Holding — Demarest, J.
- The Supreme Court of New York held that the defendants' motion for summary judgment to dismiss the fraud claim was granted.
Rule
- A fraud claim cannot be sustained when it is based solely on allegations that are duplicative of a breach of contract claim, and there is no independent duty owed by the defendant to the plaintiff.
Reasoning
- The court reasoned that to establish a fraud claim, a plaintiff must demonstrate a misrepresentation of fact, reliance on that misrepresentation, and resulting injury.
- The court found that the fraud allegations were essentially duplicative of the breach of contract claim, as they stemmed from the same set of facts.
- Furthermore, it determined that the plaintiff had not sufficiently shown that Bremen House had a duty to inform them of its negotiations, given that there was no contractual relationship between them.
- The court noted that statements made by Caginalp, the representative of Bremen House, did not constitute fraud since they were not made with the intent to deceive the plaintiff, nor was there any evidence of bad faith.
- Additionally, the court found that the alleged misrepresentations occurred after the contract of sale was executed, indicating no detrimental reliance by the plaintiff.
- Therefore, the court concluded that the fraud claim was not actionable and dismissed it against all defendants.
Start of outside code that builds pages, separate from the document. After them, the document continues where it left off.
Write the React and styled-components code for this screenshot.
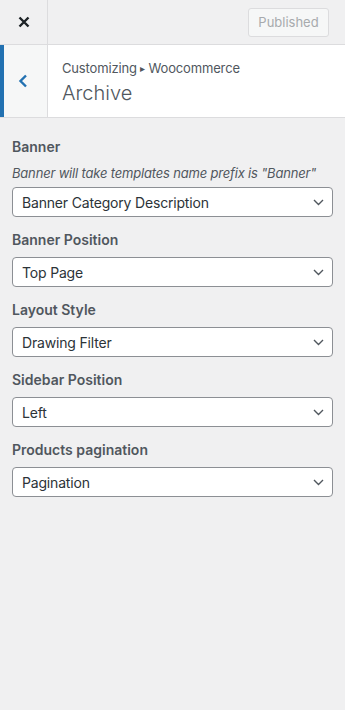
import React from 'react';
import styled, { createGlobalStyle } from 'styled-components';

const GlobalStyle = createGlobalStyle`
  html, body {
    margin: 0;
    padding: 0;
    background: #f0f0f1;
  }
  body {
    font-family: Inter, "Noto Sans", "Liberation Sans", sans-serif;
    -webkit-font-smoothing: antialiased;
  }
`;

const Panel = styled.div`
  width: 345px;
  min-height: 710px;
  background: #f0f0f1;
  color: #50575e;
`;

const Header = styled.header`
  display: flex;
  align-items: center;
  justify-content: space-between;
  height: 44px;
  border-bottom: 1px solid #dcdcde;
`;

const CloseButton = styled.button`
  display: flex;
  align-items: center;
  justify-content: center;
  width: 48px;
  height: 44px;
  padding: 0;
  background: transparent;
  border: none;
  border-right: 1px solid #dcdcde;
  color: #1d2327;
`;

const PublishButton = styled.button`
  height: 29px;
  width: 81px;
  margin-right: 16px;
  padding: 0;
  background: #f6f7f7;
  border: 1px solid #dcdcde;
  border-radius: 3px;
  color: #a7aaad;
  font-family: inherit;
  font-size: 13px;
`;

const SectionTitle = styled.div`
  display: flex;
  height: 72px;
  background: #fff;
  border-bottom: 1px solid #dcdcde;
`;

const BackButton = styled.button`
  display: flex;
  align-items: center;
  justify-content: center;
  width: 48px;
  padding: 0 6px 0 0;
  background: #f6f7f7;
  border: none;
  border-left: 4px solid #2271b1;
  border-right: 1px solid #dcdcde;
  color: #2271b1;
`;

const TitleText = styled.div`
  display: flex;
  flex-direction: column;
  justify-content: center;
  padding-left: 14px;
  padding-top: 3px;
`;

const Crumb = styled.span`
  font-size: 13px;
  line-height: 18px;
  letter-spacing: -0.16px;
  color: #50575e;
`;

const Arrow = styled.span`
  font-size: 10px;
  vertical-align: 1px;
`;

const Heading = styled.h3`
  margin: 3px 0 0;
  font-size: 20px;
  line-height: 26px;
  font-weight: 300;
  color: #50575e;
`;

const Controls = styled.div`
  display: flex;
  flex-direction: column;
  gap: 13px;
  padding: 19px 12px 12px;
`;

const Control = styled.div`
  display: flex;
  flex-direction: column;
`;

const Label = styled.span`
  font-size: 14px;
  line-height: 20px;
  font-weight: 600;
  color: #50575e;
  margin-bottom: 7px;
`;

const Description = styled.span`
  font-size: 13px;
  line-height: 18px;
  font-style: italic;
  letter-spacing: -0.18px;
  color: #50575e;
  margin-bottom: 5px;
`;

const SelectBox = styled.div`
  display: flex;
  align-items: center;
  justify-content: space-between;
  height: 30px;
  box-sizing: border-box;
  padding: 0 8px 0 9px;
  background: #fff;
  border: 1px solid #8c8f94;
  border-radius: 4px;
  font-size: 14px;
  letter-spacing: -0.18px;
  color: #2c3338;
`;

const Chevron = () => (
  <svg width="11" height="7" viewBox="0 0 11 7" fill="none">
    <path d="M1 1l4.5 4.5L10 1" stroke="#50575e" strokeWidth="1.4" />
  </svg>
);

const controls = [
  { label: 'Banner', desc: 'Banner will take templates name prefix is "Banner"', value: 'Banner Category Description' },
  { label: 'Banner Position', value: 'Top Page' },
  { label: 'Layout Style', value: 'Drawing Filter' },
  { label: 'Sidebar Position', value: 'Left' },
  { label: 'Products pagination', value: 'Pagination' },
];

export default function App() {
  return (
    <Panel>
      <GlobalStyle />
      <Header>
        <CloseButton aria-label="Close">
          <svg width="12" height="12" viewBox="0 0 12 12">
            <path d="M1.5 1.5l9 9M10.5 1.5l-9 9" stroke="currentColor" strokeWidth="2.4" />
          </svg>
        </CloseButton>
        <PublishButton disabled>Published</PublishButton>
      </Header>

      <SectionTitle>
        <BackButton aria-label="Back">
          <svg width="10" height="14" viewBox="0 0 10 14">
            <path d="M8 1.5L2.5 7L8 12.5" stroke="currentColor" strokeWidth="2.4" fill="none" />
          </svg>
        </BackButton>
        <TitleText>
          <Crumb>
            Customizing <Arrow>▸</Arrow> Woocommerce
          </Crumb>
          <Heading>Archive</Heading>
        </TitleText>
      </SectionTitle>

      <Controls>
        {controls.map((c) => (
          <Control key={c.label}>
            <Label>{c.label}</Label>
            {c.desc && <Description>{c.desc}</Description>}
            <SelectBox>
              {c.value}
              <Chevron />
            </SelectBox>
          </Control>
        ))}
      </Controls>
    </Panel>
  );
}
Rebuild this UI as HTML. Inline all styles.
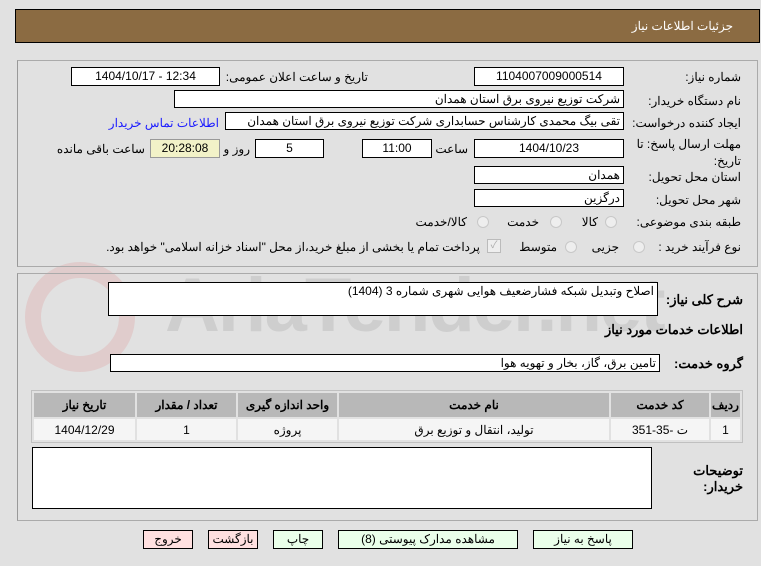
<!DOCTYPE html>
<html><head><meta charset="utf-8"><style>
body{margin:0;width:761px;height:566px;background:#e1e1e1;font-family:Tahoma,"Liberation Sans","Noto Sans CJK SC",sans-serif;font-size:12px;color:#000;position:relative;overflow:hidden}
.a{position:absolute;white-space:nowrap}
.box{position:absolute;background:#fff;border:1px solid #000;box-sizing:border-box;text-align:center;line-height:17px;overflow:hidden;white-space:nowrap}
.r{text-align:right;padding-right:3px}
.lbl{position:absolute;white-space:nowrap;direction:rtl;text-align:right}
.panel{position:absolute;border:1px solid #aaa;border-left-color:#999}
.rad{position:absolute;width:12px;height:12px;border-radius:50%;border:1px solid #c8c8c8;background:#eee;box-sizing:border-box}
table{position:absolute;border-collapse:separate;border-spacing:2px;background:#e1e1e1;border:1px solid #c0c0c0}
td{text-align:center;font-size:12px}
th{background:#b8b8b8;font-size:12px;height:22px}
.btn{position:absolute;border:1px solid #000;box-sizing:border-box;text-align:center;line-height:17px;height:19px}
</style></head><body>
<div class="a" style="left:15px;top:9px;width:745px;height:34px;background:#8b6b42;border:1px solid #000;box-sizing:border-box"></div>
<div class="lbl" style="right:28px;top:19px;color:#fff">جزئیات اطلاعات نیاز</div>

<div class="a" style="left:165px;top:262px;font-size:76px;font-weight:bold;color:rgba(120,120,120,0.18);letter-spacing:-2px;font-family:'Liberation Sans',sans-serif">AriaTender.net</div>
<div class="a" style="left:25px;top:262px;width:110px;height:110px;border-radius:50%;border:16px solid rgba(220,120,120,0.2);box-sizing:border-box"></div>

<div class="panel" style="left:17px;top:60px;width:739px;height:205px"></div>
<div class="panel" style="left:17px;top:273px;width:739px;height:246px"></div>

<div class="lbl" style="right:20px;top:70px">شماره نیاز:</div>
<div class="box" style="left:474px;top:67px;width:150px;height:19px">1104007009000514</div>
<div class="lbl" style="right:393px;top:70px">تاریخ و ساعت اعلان عمومی:</div>
<div class="box" style="left:71px;top:67px;width:149px;height:19px">1404/10/17 - 12:34</div>

<div class="lbl" style="right:20px;top:94px">نام دستگاه خریدار:</div>
<div class="box r" style="left:174px;top:90px;width:450px;height:18px;direction:rtl">شرکت توزیع نیروی برق استان همدان</div>

<div class="lbl" style="right:20px;top:116px">ایجاد کننده درخواست:</div>
<div class="box r" style="left:225px;top:112px;width:399px;height:18px;direction:rtl">تقی بیگ محمدی کارشناس حسابداری شرکت توزیع نیروی برق استان همدان</div>
<div class="lbl" style="right:542px;top:116px;color:#1a1aff">اطلاعات تماس خریدار</div>

<div class="lbl" style="right:20px;top:136px;line-height:17px">مهلت ارسال پاسخ: تا<br>تاریخ:</div>
<div class="box" style="left:474px;top:139px;width:150px;height:19px">1404/10/23</div>
<div class="lbl" style="right:293px;top:142px">ساعت</div>
<div class="box" style="left:362px;top:139px;width:70px;height:19px">11:00</div>
<div class="box" style="left:255px;top:139px;width:69px;height:19px">5</div>
<div class="lbl" style="right:511px;top:142px">روز و</div>
<div class="box" style="left:150px;top:139px;width:70px;height:19px;background:#f2f2c8;border-color:#999">20:28:08</div>
<div class="lbl" style="right:616px;top:142px">ساعت باقی مانده</div>

<div class="lbl" style="right:20px;top:170px">استان محل تحویل:</div>
<div class="box r" style="left:474px;top:166px;width:150px;height:18px;direction:rtl">همدان</div>
<div class="lbl" style="right:20px;top:193px">شهر محل تحویل:</div>
<div class="box r" style="left:474px;top:189px;width:150px;height:18px;direction:rtl">درگزین</div>

<div class="lbl" style="right:20px;top:215px">طبقه بندی موضوعی:</div>
<div class="rad" style="left:605px;top:216px"></div><div class="lbl" style="right:163px;top:215px">کالا</div>
<div class="rad" style="left:550px;top:216px"></div><div class="lbl" style="right:222px;top:215px">خدمت</div>
<div class="rad" style="left:477px;top:216px"></div><div class="lbl" style="right:294px;top:215px">کالا/خدمت</div>

<div class="lbl" style="right:20px;top:240px">نوع فرآیند خرید :</div>
<div class="rad" style="left:633px;top:241px"></div><div class="lbl" style="right:142px;top:240px">جزیی</div>
<div class="rad" style="left:565px;top:241px"></div><div class="lbl" style="right:204px;top:240px">متوسط</div>
<div class="a" style="left:487px;top:239px;width:12px;height:12px;border:1px solid #bbb;background:#eee;font-size:10px;line-height:12px;text-align:center;color:#aaa">✓</div>
<div class="lbl" style="right:281px;top:240px">پرداخت تمام یا بخشی از مبلغ خرید،از محل "اسناد خزانه اسلامی" خواهد بود.</div>

<div class="lbl" style="right:18px;top:292px;font-weight:bold;font-size:13px">شرح کلی نیاز:</div>
<div class="box r" style="left:108px;top:282px;width:550px;height:34px;direction:rtl;text-align:right">اصلاح وتبدیل شبکه فشارضعیف هوایی شهری شماره 3 (1404)</div>
<div class="lbl" style="right:18px;top:322px;font-weight:bold;font-size:13px">اطلاعات خدمات مورد نیاز</div>
<div class="lbl" style="right:18px;top:356px;font-weight:bold;font-size:13px">گروه خدمت:</div>
<div class="box r" style="left:110px;top:354px;width:550px;height:18px;direction:rtl">تامین برق، گاز، بخار و تهویه هوا</div>

<table style="left:31px;top:390px;width:712px" dir="rtl">
<tr><th style="width:27px">ردیف</th><th style="width:96px">کد خدمت</th><th>نام خدمت</th><th style="width:97px">واحد اندازه گیری</th><th style="width:97px">تعداد / مقدار</th><th style="width:99px">تاریخ نیاز</th></tr>
<tr style="background:#f5f5f5;height:21px"><td>1</td><td>ت -35-351</td><td>تولید، انتقال و توزیع برق</td><td>پروژه</td><td>1</td><td>1404/12/29</td></tr>
</table>

<div class="box" style="left:32px;top:447px;width:620px;height:62px"></div>
<div class="lbl" style="right:18px;top:463px;font-weight:bold;font-size:13px;line-height:16px">توضیحات<br>خریدار:</div>

<div class="btn" style="left:143px;top:530px;width:50px;background:#ffe0e0">خروج</div>
<div class="btn" style="left:208px;top:530px;width:50px;background:#ffe0e0">بازگشت</div>
<div class="btn" style="left:273px;top:530px;width:50px;background:#eaffea">چاپ</div>
<div class="btn" style="left:338px;top:530px;width:180px;background:#eaffea">مشاهده مدارک پیوستی (8)</div>
<div class="btn" style="left:533px;top:530px;width:100px;background:#eaffea">پاسخ به نیاز</div>
</body></html>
Deep Dive: How the Court Reached Its Decision
Fraud Claim Requirements
The court outlined the essential elements required to sustain a fraud claim, which include a misrepresentation or material omission of fact that is false and known to be false by the defendant, made with the intent to induce reliance by the plaintiff, justifiable reliance by the plaintiff on the misrepresentation, and injury resulting from that reliance. The court emphasized that to establish a prima facie case for fraud, the plaintiff must plead these elements with particularity, providing factual support rather than relying on bare, conclusory allegations. This requirement is enshrined in CPLR 3016(b), which mandates specificity in fraud claims to prevent unfounded allegations from proceeding to trial. The court acknowledged that the plaintiff's fraud claim must demonstrate a direct link between the alleged misrepresentation and the plaintiff's injury, separate from any breach of contract that may have occurred. Thus, the court required a clear delineation between claims of fraud and those grounded in contractual obligations.
Duplicative Nature of Claims
In analyzing the fraud claim, the court found that the allegations were largely duplicative of the breach of contract claim, as they arose from the same facts concerning the negotiations between the parties. The plaintiff's assertion that the defendants conspired to deprive it of its commission was not supported by evidence of any independent duty owed to the plaintiff by the defendants. The court noted that there was no contractual relationship between the plaintiff and Bremen House, which further weakened the plaintiff's arguments regarding fraud. Since the fraud claims were inextricably linked to the failure to fulfill contractual obligations, the court determined that the allegations did not constitute an actionable fraud separate from the breach of contract. The court maintained that a fraud claim could not be sustained if it was solely based on conduct that constituted a breach of contract.
Lack of Duty to Inform
The court emphasized that Bremen House, through its representative Caginalp, had no duty to inform the plaintiff of the negotiations with KDC regarding the sale of the parcels. This absence of a contractual or fiduciary relationship meant that any statements made by Caginalp could not support a fraud claim. The court pointed out that Caginalp's alleged misrepresentations occurred after a contract was already executed, negating any claim that the plaintiff relied on those statements to its detriment. The court concluded that since Bremen House did not owe a duty to the plaintiff, the alleged misrepresentations could not legally constitute fraud. The plaintiff's failure to establish a duty further underscored the court's decision to dismiss the fraud allegations against Bremen House.
Insufficient Specificity in Allegations
The court found that the plaintiff's allegations against Kennelly lacked specificity, as they did not identify particular false statements or the times these representations were made. The court highlighted that the plaintiff failed to demonstrate how it relied on Kennelly's alleged misrepresentations or how such reliance resulted in any damages. Since the alleged misrepresentations occurred after the execution of the contract of sale, there was no basis for claiming detrimental reliance. Kennelly's affirmation that he acted solely in his capacity as a member of his business entities further weakened the plaintiff's position. The court concluded that without clear, actionable allegations against Kennelly, the fraud claim could not stand.
Conclusion of the Court
Ultimately, the court granted the defendants' motion for summary judgment, dismissing the plaintiff's second cause of action for fraud. The court determined that the fraud allegations were not actionable because they were either duplicative of the breach of contract claim or lacked the necessary elements to support a distinct claim of fraud. The court reinforced the principle that a claim for fraud cannot be maintained when it is based solely on the same facts underlying a breach of contract claim and where no independent duty exists. The dismissal reflected a careful examination of the relationships and obligations between the parties, as well as the requirements for pleading fraud under New York law. The court's decision emphasized the importance of distinguishing between contractual disputes and claims of fraudulent conduct.